• _Challenge_
Set out every line bearing the string "this".

• _Provided records_
++++++
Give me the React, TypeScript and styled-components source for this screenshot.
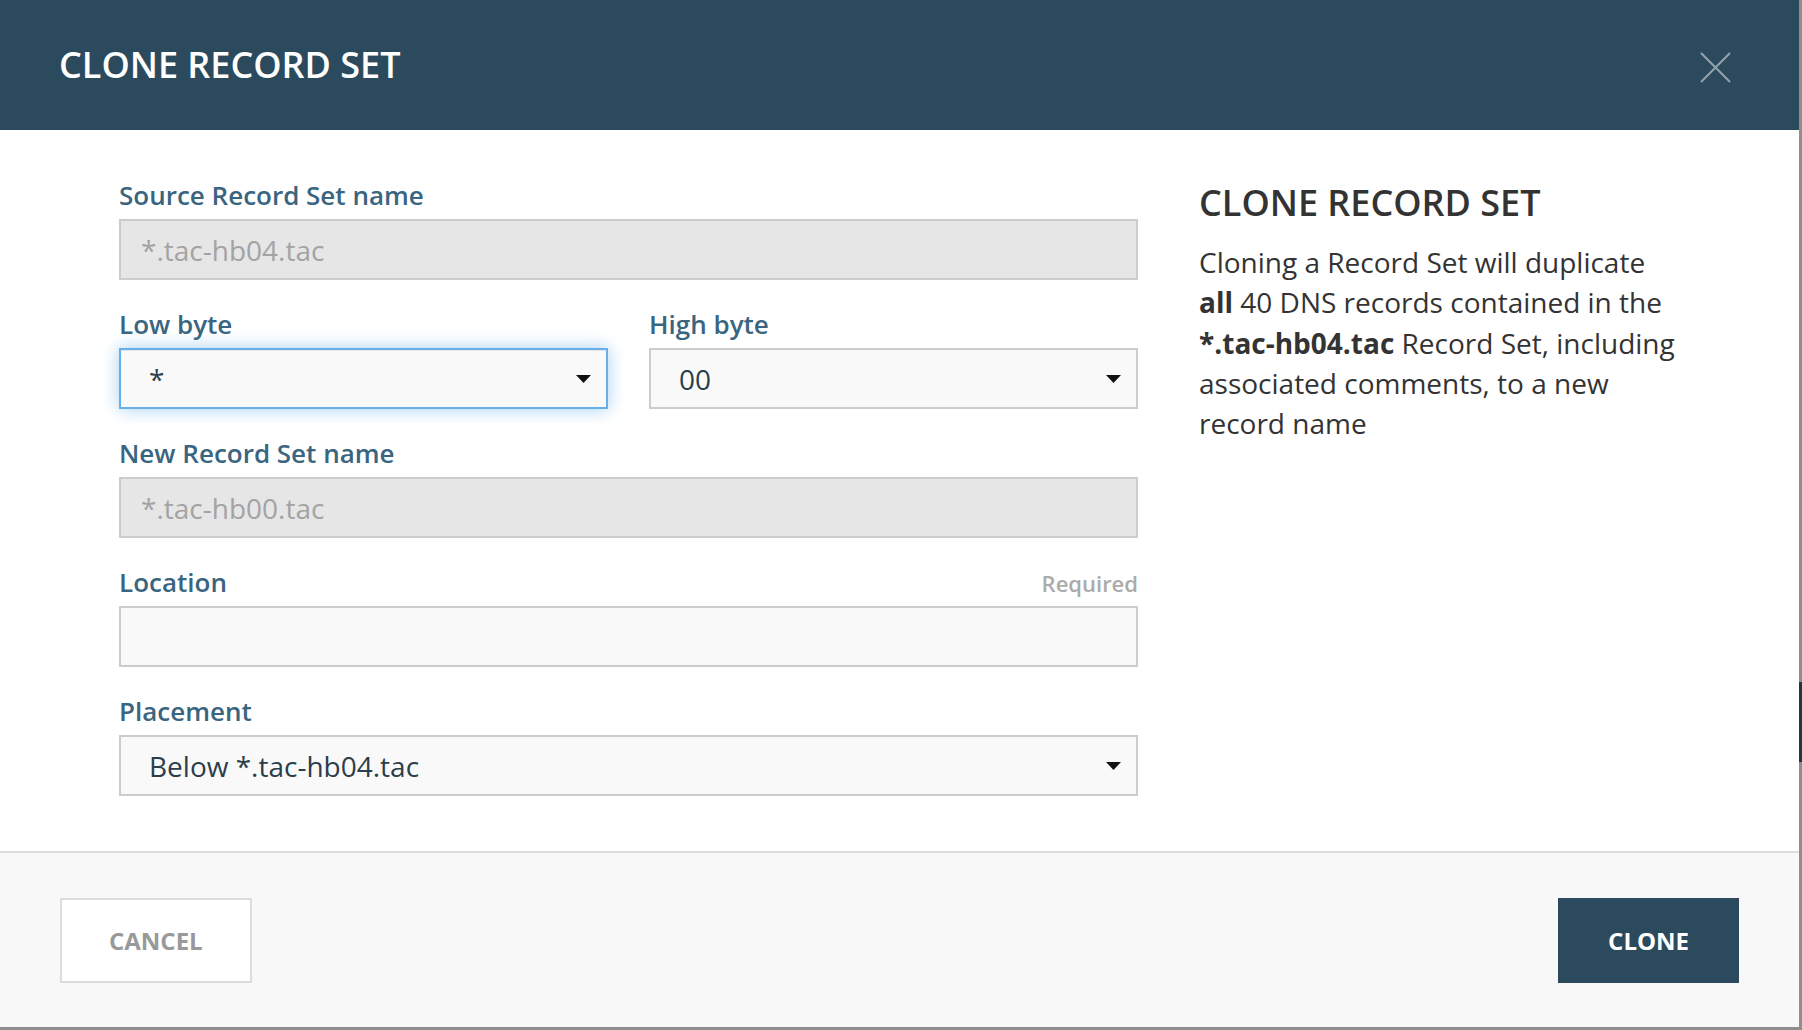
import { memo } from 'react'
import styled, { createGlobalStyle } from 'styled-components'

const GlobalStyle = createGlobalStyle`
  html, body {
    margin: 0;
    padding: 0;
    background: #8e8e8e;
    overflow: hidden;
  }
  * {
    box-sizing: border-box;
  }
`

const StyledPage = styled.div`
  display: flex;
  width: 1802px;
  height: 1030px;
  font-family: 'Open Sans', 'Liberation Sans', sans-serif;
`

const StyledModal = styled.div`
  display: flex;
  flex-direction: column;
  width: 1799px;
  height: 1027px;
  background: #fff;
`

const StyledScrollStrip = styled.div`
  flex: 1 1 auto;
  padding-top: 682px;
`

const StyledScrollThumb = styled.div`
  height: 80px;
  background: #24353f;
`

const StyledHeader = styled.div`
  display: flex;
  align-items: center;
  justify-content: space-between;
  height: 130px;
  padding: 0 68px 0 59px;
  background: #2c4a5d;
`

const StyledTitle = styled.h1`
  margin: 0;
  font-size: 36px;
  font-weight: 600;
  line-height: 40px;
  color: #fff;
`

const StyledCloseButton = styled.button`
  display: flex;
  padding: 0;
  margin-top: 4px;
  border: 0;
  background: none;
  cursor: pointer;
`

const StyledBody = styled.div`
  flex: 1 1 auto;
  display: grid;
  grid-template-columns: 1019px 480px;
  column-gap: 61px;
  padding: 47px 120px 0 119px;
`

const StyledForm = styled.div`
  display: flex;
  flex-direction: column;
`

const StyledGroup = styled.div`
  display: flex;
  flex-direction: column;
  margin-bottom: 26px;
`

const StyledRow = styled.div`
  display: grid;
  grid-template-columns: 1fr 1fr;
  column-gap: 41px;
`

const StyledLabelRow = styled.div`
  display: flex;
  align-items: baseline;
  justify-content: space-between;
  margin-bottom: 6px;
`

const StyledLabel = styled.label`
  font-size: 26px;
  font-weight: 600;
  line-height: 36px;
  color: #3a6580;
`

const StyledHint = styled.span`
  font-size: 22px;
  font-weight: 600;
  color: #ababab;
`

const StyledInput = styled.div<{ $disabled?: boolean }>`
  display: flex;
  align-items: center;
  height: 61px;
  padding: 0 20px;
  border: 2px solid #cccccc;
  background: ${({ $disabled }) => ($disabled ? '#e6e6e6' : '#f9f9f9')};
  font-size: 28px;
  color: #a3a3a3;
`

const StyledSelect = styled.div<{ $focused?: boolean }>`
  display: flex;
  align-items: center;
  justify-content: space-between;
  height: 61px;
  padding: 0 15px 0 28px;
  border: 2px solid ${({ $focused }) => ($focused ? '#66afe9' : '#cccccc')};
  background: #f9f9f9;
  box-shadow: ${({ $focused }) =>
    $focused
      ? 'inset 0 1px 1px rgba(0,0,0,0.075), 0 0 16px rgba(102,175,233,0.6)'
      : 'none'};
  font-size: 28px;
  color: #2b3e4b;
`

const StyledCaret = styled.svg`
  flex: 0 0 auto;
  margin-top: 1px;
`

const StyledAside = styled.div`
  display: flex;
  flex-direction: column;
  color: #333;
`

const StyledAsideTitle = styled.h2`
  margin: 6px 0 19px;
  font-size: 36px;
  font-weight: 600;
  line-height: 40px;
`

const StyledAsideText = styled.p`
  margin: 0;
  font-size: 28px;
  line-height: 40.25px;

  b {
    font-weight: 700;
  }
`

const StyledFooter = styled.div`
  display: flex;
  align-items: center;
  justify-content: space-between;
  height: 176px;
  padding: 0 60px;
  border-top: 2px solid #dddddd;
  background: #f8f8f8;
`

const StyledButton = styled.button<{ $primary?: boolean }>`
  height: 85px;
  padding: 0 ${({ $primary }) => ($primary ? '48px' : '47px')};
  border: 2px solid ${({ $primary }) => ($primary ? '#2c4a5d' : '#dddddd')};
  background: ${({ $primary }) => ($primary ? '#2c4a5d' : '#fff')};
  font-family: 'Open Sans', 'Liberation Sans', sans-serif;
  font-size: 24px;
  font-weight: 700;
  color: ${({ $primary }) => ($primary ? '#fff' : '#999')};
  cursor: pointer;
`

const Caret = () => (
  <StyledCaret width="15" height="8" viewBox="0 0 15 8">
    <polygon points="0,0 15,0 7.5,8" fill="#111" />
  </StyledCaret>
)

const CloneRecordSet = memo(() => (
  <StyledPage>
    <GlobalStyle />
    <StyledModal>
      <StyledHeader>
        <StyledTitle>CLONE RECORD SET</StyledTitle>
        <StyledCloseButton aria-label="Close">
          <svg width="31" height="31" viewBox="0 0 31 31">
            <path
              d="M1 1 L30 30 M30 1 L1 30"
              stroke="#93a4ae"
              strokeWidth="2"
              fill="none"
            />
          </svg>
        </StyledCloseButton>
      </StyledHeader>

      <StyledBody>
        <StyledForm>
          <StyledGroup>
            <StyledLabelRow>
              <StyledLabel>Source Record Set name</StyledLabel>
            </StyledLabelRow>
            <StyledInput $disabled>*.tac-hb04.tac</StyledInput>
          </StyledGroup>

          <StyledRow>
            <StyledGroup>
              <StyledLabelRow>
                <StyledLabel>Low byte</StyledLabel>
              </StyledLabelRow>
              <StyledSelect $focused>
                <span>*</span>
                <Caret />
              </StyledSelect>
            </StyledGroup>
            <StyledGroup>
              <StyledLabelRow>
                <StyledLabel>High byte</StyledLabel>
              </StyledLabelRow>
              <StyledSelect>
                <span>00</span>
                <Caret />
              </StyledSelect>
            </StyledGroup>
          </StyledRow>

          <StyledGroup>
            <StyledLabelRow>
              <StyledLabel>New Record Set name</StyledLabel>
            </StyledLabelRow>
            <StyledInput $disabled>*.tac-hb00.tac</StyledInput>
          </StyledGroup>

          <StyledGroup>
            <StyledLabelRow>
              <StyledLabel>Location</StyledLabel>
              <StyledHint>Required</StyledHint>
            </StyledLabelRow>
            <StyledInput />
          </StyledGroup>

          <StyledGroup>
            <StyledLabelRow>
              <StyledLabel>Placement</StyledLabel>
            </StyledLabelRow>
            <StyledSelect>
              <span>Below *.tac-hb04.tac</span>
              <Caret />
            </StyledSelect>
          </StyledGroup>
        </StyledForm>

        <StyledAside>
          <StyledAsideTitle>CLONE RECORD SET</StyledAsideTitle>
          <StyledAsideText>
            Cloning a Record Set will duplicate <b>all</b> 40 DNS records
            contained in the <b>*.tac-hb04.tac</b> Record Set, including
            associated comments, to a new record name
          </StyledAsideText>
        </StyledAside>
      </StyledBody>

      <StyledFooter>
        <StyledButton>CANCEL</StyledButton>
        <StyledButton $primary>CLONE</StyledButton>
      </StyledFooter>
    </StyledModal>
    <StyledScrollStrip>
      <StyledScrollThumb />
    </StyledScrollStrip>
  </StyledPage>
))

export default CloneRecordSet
++++++
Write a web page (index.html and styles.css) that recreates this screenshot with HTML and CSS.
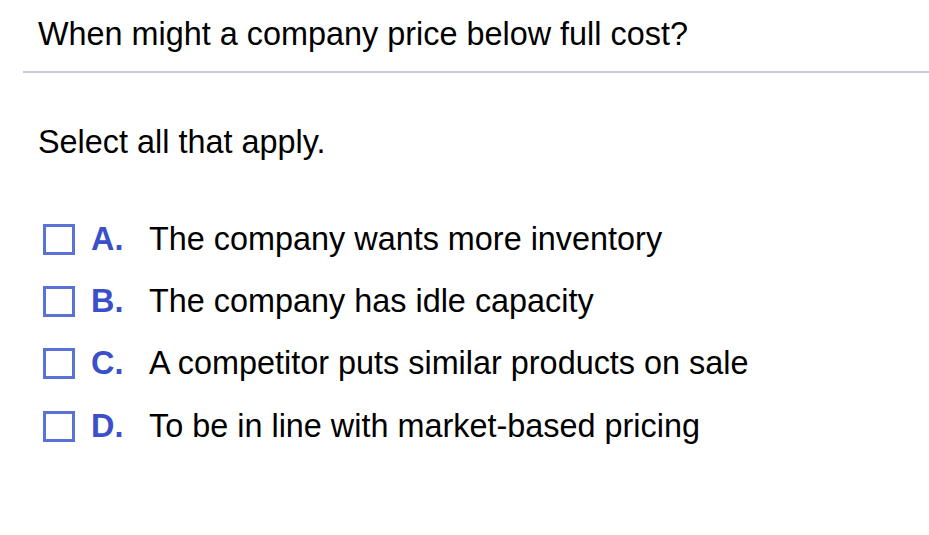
++++++
• _Final answer_
Give me the React, TypeScript and styled-components source for this screenshot.
Write a web page (index.html and styles.css) that recreates this screenshot with HTML and CSS.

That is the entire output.